Monday, December 31, 2012

Happy New Year!

Every time the New Year rolls around, I find that song by The Counting Crows rattling around in my mind.  There's a line that suggets it has been a "long December, and there's reason to believe maybe this year will be better than the last."  There have been years where my situation has been such that I have desperately hoped that indeed, the upcoming year would be an improvement over the one departing, but this year we've almost been too busy to even think about it.

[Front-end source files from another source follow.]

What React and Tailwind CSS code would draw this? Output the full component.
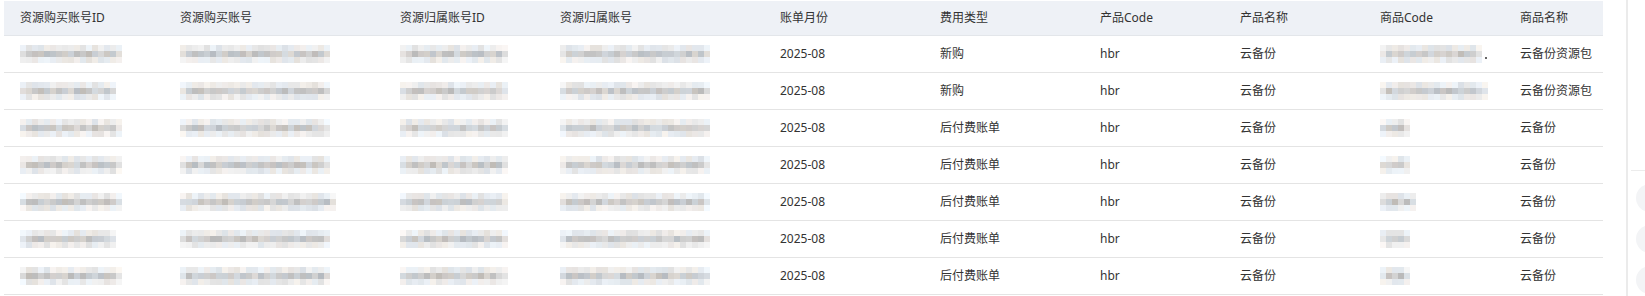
import React from 'react'

const COLUMNS = ['资源购买账号ID', '资源购买账号', '资源归属账号ID', '资源归属账号', '账单月份', '费用类型', '产品Code', '产品名称', '商品Code', '商品名称']

const ROWS = [
  { w: [102, 150, 108, 150, 104], type: '新购', name: '云备份资源包', dot: true },
  { w: [96, 152, 110, 150, 106], type: '新购', name: '云备份资源包' },
  { w: [102, 150, 108, 150, 28], type: '后付费账单', name: '云备份' },
  { w: [104, 150, 110, 150, 28], type: '后付费账单', name: '云备份' },
  { w: [104, 154, 110, 148, 36], type: '后付费账单', name: '云备份' },
  { w: [98, 150, 108, 150, 28], type: '后付费账单', name: '云备份' },
  { w: [102, 150, 108, 150, 28], type: '后付费账单', name: '云备份' },
]

// small seeded random so the blurred blocks look the same every run
function rng(seed) {
  let s = seed
  return () => {
    s = (s * 9301 + 49297) % 233280
    return s / 233280
  }
}

const TINTS = [[0, 0, 0], [0, 0, 0], [5, 1, -4], [-5, 0, 6], [6, 2, 0], [-3, 3, 8]]

function Mosaic({ width, seed, dot }) {
  const rand = rng(seed)
  const cols = Math.max(1, Math.round(width / 6))
  const rows = [0, 1, 2]
  return (
    <div className="flex items-center">
      <div className="flex flex-col">
        {rows.map(r => (
          <div key={r} className="flex">
            {Array.from({ length: cols }).map((_, c) => {
              const edge = c === 0 || c === cols - 1
              let base = r === 1 ? 186 + rand() * 30 : 224 + rand() * 18
              if (edge) base = base + (255 - base) * 0.4
              const t = TINTS[Math.floor(rand() * TINTS.length)]
              const v = k => Math.max(0, Math.min(255, Math.round(base + t[k])))
              return (
                <div
                  key={c}
                  className="w-[6px] h-[6px]"
                  style={{ backgroundColor: `rgb(${v(0)},${v(1)},${v(2)})` }}
                />
              )
            })}
          </div>
        ))}
      </div>
      {dot && <div className="ml-[3px] mt-[8px] w-[2px] h-[2px] bg-[#666]" />}
    </div>
  )
}

const GRID = 'grid grid-cols-[160px_220px_160px_220px_160px_160px_140px_140px_140px_99px]'

export default function App() {
  return (
    <div
      className="w-[1645px] h-[296px] overflow-hidden bg-white flex text-[12px] text-[#333]"
      style={{ fontFamily: '"Noto Sans", "Noto Sans CJK SC", sans-serif' }}
    >
      <div className="pl-[4px] pt-[1px] w-[1603px] shrink-0">
        <div className={`${GRID} h-[35px] bg-[#eef1f6] border-b border-[#e3e6ea]`}>
          {COLUMNS.map(c => (
            <div key={c} className="px-[16px] flex items-center whitespace-nowrap">{c}</div>
          ))}
        </div>
        {ROWS.map((row, i) => (
          <div key={i} className={`${GRID} h-[37px] border-b border-[#e4e4e4]`}>
            {row.w.slice(0, 4).map((w, j) => (
              <div key={j} className="px-[16px] flex items-center">
                <Mosaic width={w} seed={i * 97 + j * 13 + 7} />
              </div>
            ))}
            <div className="px-[16px] flex items-center">2025-08</div>
            <div className="px-[16px] flex items-center">{row.type}</div>
            <div className="px-[16px] flex items-center">hbr</div>
            <div className="px-[16px] flex items-center">云备份</div>
            <div className="px-[16px] flex items-center">
              <Mosaic width={row.w[4]} seed={i * 53 + 211} dot={row.dot} />
            </div>
            <div className="pl-[16px] flex items-center whitespace-nowrap">{row.name}</div>
          </div>
        ))}
      </div>

      <div className="w-[23px] shrink-0" />

      <div className="flex-1 border-l-2 border-[#ebebeb] overflow-hidden">
        <div className="ml-[3px] mt-[170px] w-[40px] h-px bg-[#ececec]" />
        <div className="ml-[8px] mt-[13px] flex flex-col gap-[13px]">
          <div className="w-[28px] h-[28px] rounded-full bg-[#f3f4f6] shrink-0" />
          <div className="w-[28px] h-[28px] rounded-full bg-[#f3f4f6] shrink-0" />
          <div className="w-[28px] h-[28px] rounded-full bg-[#f3f4f6] shrink-0" />
        </div>
      </div>
    </div>
  )
}
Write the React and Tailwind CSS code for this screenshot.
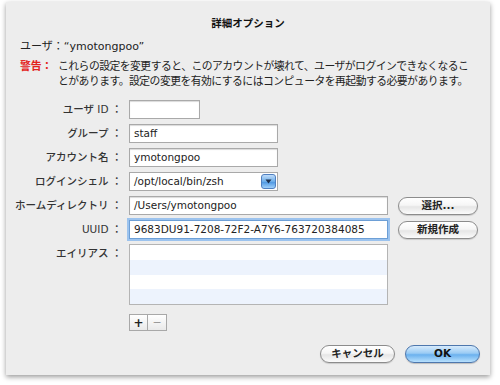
import React from 'react'

const font = { fontFamily: '"DejaVu Sans", "Noto Sans CJK JP", sans-serif' }

const aqua =
  'rounded-full border border-[#8c8c8c] bg-[linear-gradient(to_bottom,#ffffff_0%,#f6f6f6_45%,#e6e6e6_55%,#fbfbfb_100%)] shadow-[0_1px_1px_rgba(0,0,0,0.15)] text-[10.5px] font-semibold text-[#222] flex items-center justify-center'

function Label({ children }) {
  return (
    <div className="h-[19px] flex items-center justify-end text-[10.5px] font-medium text-[#333] whitespace-nowrap">
      {children}
      <span className="ml-[3px]">：</span>
    </div>
  )
}

function Field({ width, value, focused }) {
  return (
    <div
      className={`h-[19px] flex items-center bg-white px-[4px] text-[10.5px] text-[#222] ${
        focused
          ? 'border border-[#6d9fd6] shadow-[0_0_0_2px_#9cc3ee]'
          : 'border border-[#a9a9a9] shadow-[inset_0_1px_1px_rgba(0,0,0,0.15)]'
      }`}
      style={{ width }}
    >
      {value}
    </div>
  )
}

export default function App() {
  return (
    <div className="w-[500px] h-[385px] bg-white pt-[2px] pl-[6px]" style={font}>
      <div className="w-[484px] h-[373px] bg-[#ededed] shadow-[0_2px_5px_rgba(0,0,0,0.4)] flex flex-col px-[14px]">
        <div className="pt-[14px] text-center text-[10.5px] font-bold text-[#111] leading-[14px]">
          詳細オプション
        </div>

        <div className="mt-[10px] text-[11px] leading-[14px] text-[#222]">
          ユーザ：“ymotongpoo”
        </div>

        <div className="mt-[5px] flex text-[10.8px] leading-[15px] text-[#222]">
          <span className="text-[#e3231c] font-semibold whitespace-nowrap w-[38px] shrink-0">警告：</span>
          <div className="whitespace-nowrap tracking-[-0.5px]">
            <div>これらの設定を変更すると、このアカウントが壊れて、ユーザがログインできなくなるこ</div>
            <div>とがあります。設定の変更を有効にするにはコンピュータを再起動する必要があります。</div>
          </div>
        </div>

        <div className="mt-[11px] grid grid-cols-[102px_auto] gap-x-[7px] gap-y-[5px]">
          <Label>ユーザ ID</Label>
          <Field width={71} value="" />

          <Label>グループ</Label>
          <Field width={149} value="staff" />

          <Label>アカウント名</Label>
          <Field width={149} value="ymotongpoo" />

          <Label>ログインシェル</Label>
          <div className="w-[149px] h-[19px] flex items-center justify-between bg-white border border-[#a9a9a9] pl-[4px] pr-[1px] text-[10.5px] text-[#222]">
            <span>/opt/local/bin/zsh</span>
            <div className="w-[15px] h-[15px] rounded-[3px] border border-[#4f7fc0] bg-[linear-gradient(to_bottom,#bfdcfa_0%,#6eaee9_50%,#4f98e2_55%,#9fd0fb_100%)] flex items-center justify-center">
              <svg width="7" height="5" viewBox="0 0 7 5">
                <path d="M0.5 0.5 L6.5 0.5 L3.5 4.5 Z" fill="#1d2f4d" />
              </svg>
            </div>
          </div>

          <Label>ホームディレクトリ</Label>
          <div className="flex items-center gap-[10px]">
            <Field width={259} value="/Users/ymotongpoo" />
            <button className={`${aqua} w-[80px] h-[18px]`}>選択...</button>
          </div>

          <Label>UUID</Label>
          <div className="flex items-center gap-[10px]">
            <Field width={259} value="9683DU91-7208-72F2-A7Y6-763720384085" focused />
            <button className={`${aqua} w-[80px] h-[18px]`}>新規作成</button>
          </div>

          <Label>エイリアス</Label>
          <div>
            <div className="w-[259px] h-[61px] border border-[#b4b4b4] flex flex-col">
              <div className="h-[15px] bg-white" />
              <div className="h-[15px] bg-[#edf3fd]" />
              <div className="h-[15px] bg-white" />
              <div className="h-[15px] bg-[#edf3fd]" />
            </div>
            <div className="mt-[9px] flex w-fit border border-[#a8a8a8] bg-[linear-gradient(to_bottom,#ffffff,#e9e9e9)]">
              <div className="w-[18px] h-[15px] flex items-center justify-center border-r border-[#a8a8a8] text-[12px] font-bold text-[#222] leading-none">
                +
              </div>
              <div className="w-[18px] h-[15px] flex items-center justify-center text-[11px] text-[#9a9a9a] leading-none">
                −
              </div>
            </div>
          </div>
        </div>

        <div className="mt-auto mb-[12px] flex justify-end gap-[10px] -mr-[4px]">
          <button className={`${aqua} w-[75px] h-[18px]`}>キャンセル</button>
          <button className="w-[75px] h-[18px] rounded-full border border-[#4e77ad] bg-[linear-gradient(to_bottom,#d7ebfc_0%,#9acbf4_45%,#6bb1ee_55%,#b8e0fd_100%)] shadow-[0_1px_1px_rgba(0,0,0,0.2)] text-[10.5px] font-bold text-[#111] flex items-center justify-center">
            OK
          </button>
        </div>
      </div>
    </div>
  )
}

I should have been furiously grading papers and writing lesson plans in preparation for getting back to work tomorrow, but I haven't done as much as I had planned.  My kids were so worried that Christmas wouldn't happen this year I stopped and made sure we got our tree up, and we got outdoor lights up (Chip wanted these so badly), and I am so glad we did.  In previous years, my family has gathered at mom's, and we've spent the day with her at her old house as she cooked an old fashioned Christmas dinner.  The kids knew that this year was going to be different, and it had shaken them more than I expected.  This year, we took covered dishes to her new apartment, and we had a smaller and less traditional gathering.  It worked out, though, although we were all tired from a late night at the Christmas Eve lovefeast at the Moravian Church the night before.  I had meant to get them to the 6 o'clock service, but the day got away from me so we hit the 8 o'clock.  Annalee and Chip enjoyed this tradition, and really loved being able to hold the lighted candles high for the last stanza of the last song of the night.  Chip even managed not to set his own hair on fire this year! 

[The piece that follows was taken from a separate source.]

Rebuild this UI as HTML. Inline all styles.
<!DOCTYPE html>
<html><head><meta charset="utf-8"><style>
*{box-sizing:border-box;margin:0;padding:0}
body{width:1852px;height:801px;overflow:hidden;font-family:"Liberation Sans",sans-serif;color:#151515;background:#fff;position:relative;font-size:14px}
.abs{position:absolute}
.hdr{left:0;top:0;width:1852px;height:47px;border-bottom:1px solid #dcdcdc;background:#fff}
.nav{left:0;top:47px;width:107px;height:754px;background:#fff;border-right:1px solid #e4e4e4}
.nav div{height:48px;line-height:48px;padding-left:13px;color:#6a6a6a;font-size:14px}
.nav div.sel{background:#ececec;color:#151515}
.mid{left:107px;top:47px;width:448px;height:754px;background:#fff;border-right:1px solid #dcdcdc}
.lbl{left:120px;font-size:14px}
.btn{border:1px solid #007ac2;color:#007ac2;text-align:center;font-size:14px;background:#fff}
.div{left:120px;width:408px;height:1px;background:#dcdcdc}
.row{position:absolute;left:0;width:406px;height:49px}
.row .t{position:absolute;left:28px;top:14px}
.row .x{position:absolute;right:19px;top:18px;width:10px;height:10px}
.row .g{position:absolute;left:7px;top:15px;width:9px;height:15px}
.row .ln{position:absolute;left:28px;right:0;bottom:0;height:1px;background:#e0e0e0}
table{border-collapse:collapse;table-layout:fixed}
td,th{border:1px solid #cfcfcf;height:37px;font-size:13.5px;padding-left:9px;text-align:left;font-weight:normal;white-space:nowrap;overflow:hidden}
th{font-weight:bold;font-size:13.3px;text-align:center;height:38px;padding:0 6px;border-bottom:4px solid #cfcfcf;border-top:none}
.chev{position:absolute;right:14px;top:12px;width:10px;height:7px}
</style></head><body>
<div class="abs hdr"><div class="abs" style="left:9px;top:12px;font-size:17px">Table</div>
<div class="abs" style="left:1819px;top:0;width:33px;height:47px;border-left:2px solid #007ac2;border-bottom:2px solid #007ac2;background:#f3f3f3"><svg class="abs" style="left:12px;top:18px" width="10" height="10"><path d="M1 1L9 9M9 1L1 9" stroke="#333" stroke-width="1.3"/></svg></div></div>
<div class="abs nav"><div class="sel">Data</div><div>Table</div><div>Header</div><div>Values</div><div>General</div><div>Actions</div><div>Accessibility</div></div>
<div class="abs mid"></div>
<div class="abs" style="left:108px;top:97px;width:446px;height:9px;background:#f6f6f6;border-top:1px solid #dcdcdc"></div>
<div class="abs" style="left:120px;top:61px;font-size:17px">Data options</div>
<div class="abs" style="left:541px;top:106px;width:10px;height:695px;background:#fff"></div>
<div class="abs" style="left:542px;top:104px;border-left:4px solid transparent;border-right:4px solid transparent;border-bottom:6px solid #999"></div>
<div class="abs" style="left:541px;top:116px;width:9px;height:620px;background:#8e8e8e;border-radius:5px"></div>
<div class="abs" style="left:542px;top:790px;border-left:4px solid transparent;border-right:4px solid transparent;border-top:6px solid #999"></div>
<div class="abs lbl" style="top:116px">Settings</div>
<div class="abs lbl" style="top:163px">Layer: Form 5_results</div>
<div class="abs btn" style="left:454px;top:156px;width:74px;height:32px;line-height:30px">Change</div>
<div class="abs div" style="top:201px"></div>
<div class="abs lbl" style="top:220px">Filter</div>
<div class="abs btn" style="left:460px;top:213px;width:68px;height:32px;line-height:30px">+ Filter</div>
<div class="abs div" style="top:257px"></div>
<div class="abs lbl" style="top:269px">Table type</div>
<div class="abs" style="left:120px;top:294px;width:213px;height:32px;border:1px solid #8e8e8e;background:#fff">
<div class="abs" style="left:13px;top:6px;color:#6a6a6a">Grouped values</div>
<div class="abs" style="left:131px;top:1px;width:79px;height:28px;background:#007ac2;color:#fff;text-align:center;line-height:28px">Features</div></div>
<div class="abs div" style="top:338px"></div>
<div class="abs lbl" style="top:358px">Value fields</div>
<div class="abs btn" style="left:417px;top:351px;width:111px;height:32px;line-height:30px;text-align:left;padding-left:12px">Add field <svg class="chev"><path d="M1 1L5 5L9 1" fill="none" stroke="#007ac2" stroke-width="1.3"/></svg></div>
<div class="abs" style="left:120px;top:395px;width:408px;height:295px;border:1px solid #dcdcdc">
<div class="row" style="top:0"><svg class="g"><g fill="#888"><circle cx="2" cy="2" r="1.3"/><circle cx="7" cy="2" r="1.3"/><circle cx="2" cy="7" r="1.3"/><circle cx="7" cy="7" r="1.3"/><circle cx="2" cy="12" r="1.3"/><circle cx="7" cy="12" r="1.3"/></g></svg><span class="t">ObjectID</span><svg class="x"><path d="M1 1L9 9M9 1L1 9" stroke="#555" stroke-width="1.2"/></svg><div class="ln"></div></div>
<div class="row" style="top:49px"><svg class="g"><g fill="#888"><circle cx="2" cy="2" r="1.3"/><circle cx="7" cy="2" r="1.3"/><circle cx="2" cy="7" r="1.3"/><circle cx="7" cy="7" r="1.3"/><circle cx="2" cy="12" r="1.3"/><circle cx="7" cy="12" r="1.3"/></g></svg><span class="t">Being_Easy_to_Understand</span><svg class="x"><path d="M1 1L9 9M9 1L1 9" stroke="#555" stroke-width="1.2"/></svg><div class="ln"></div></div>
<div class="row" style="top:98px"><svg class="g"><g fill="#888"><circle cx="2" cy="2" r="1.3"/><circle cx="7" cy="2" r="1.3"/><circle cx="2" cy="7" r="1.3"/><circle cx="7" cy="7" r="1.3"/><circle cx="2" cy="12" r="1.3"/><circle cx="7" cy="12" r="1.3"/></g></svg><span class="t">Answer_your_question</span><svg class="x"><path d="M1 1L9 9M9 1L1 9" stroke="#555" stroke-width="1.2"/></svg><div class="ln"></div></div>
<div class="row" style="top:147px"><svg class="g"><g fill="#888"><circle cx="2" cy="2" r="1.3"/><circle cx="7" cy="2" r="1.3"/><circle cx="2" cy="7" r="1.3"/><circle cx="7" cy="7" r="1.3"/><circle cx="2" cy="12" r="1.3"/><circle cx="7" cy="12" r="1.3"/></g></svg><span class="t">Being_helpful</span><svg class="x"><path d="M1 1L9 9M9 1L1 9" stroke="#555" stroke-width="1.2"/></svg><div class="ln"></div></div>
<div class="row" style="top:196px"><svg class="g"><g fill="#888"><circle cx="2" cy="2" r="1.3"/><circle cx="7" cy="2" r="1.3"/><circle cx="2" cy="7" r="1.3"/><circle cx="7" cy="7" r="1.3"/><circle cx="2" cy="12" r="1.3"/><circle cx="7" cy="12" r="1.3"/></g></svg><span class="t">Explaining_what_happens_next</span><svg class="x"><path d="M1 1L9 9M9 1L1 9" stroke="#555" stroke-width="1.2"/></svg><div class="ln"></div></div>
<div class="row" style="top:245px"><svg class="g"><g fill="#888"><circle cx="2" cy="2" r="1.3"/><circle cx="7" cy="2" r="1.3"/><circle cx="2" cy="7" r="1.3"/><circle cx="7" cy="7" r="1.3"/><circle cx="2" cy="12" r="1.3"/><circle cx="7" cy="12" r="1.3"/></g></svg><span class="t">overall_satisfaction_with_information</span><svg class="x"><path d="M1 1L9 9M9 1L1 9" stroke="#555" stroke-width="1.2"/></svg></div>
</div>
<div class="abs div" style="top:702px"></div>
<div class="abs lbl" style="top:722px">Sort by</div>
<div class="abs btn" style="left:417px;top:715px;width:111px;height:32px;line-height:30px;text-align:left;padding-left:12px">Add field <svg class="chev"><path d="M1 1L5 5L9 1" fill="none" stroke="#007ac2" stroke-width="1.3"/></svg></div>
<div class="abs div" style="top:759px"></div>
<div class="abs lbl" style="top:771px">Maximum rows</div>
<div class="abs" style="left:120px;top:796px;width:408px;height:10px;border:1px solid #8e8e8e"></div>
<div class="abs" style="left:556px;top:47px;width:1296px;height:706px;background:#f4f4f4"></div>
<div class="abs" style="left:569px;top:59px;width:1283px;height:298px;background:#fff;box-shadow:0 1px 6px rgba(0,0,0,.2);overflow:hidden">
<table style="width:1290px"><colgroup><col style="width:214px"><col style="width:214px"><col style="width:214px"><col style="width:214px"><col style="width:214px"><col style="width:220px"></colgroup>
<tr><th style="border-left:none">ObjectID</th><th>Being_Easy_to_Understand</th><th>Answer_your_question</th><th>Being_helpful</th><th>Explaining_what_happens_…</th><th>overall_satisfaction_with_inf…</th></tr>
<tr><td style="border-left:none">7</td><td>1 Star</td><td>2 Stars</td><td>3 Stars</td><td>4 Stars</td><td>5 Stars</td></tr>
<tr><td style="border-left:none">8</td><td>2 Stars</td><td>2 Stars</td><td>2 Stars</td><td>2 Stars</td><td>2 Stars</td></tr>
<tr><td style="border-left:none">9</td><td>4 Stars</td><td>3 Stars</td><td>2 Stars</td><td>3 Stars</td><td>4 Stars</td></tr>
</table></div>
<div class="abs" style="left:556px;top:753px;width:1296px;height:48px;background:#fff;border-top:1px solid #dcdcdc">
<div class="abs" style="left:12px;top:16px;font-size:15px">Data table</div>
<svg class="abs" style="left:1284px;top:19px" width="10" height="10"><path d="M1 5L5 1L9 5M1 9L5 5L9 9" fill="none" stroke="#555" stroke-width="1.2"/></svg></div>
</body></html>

We made it home, and Santa Claus came, although, as Annalee admits, the kids weren't always on their best behavior this year.  As I was driving home from the lovefeast, I was thinking what traditions I'd like our family to create for the years going forward.  I had visions of eventually having a nice warm little barn up at the farm where we could gather for a bit on Christmas Eve, and reflect on the wonderful peacefulness that can only be found in a night-time stable.  Anyone who has ever spent a cold, quiet evening in a snug horse barn knows what I'm talking about.  The background sounds of animals comfortably munching hay, shuffling gently in their stalls; the green aroma of hay combining with the fresh, woody, scent of pine shavings, and the warm animals... well, I can think of no more lovely setting to think about a newborn baby in a manger.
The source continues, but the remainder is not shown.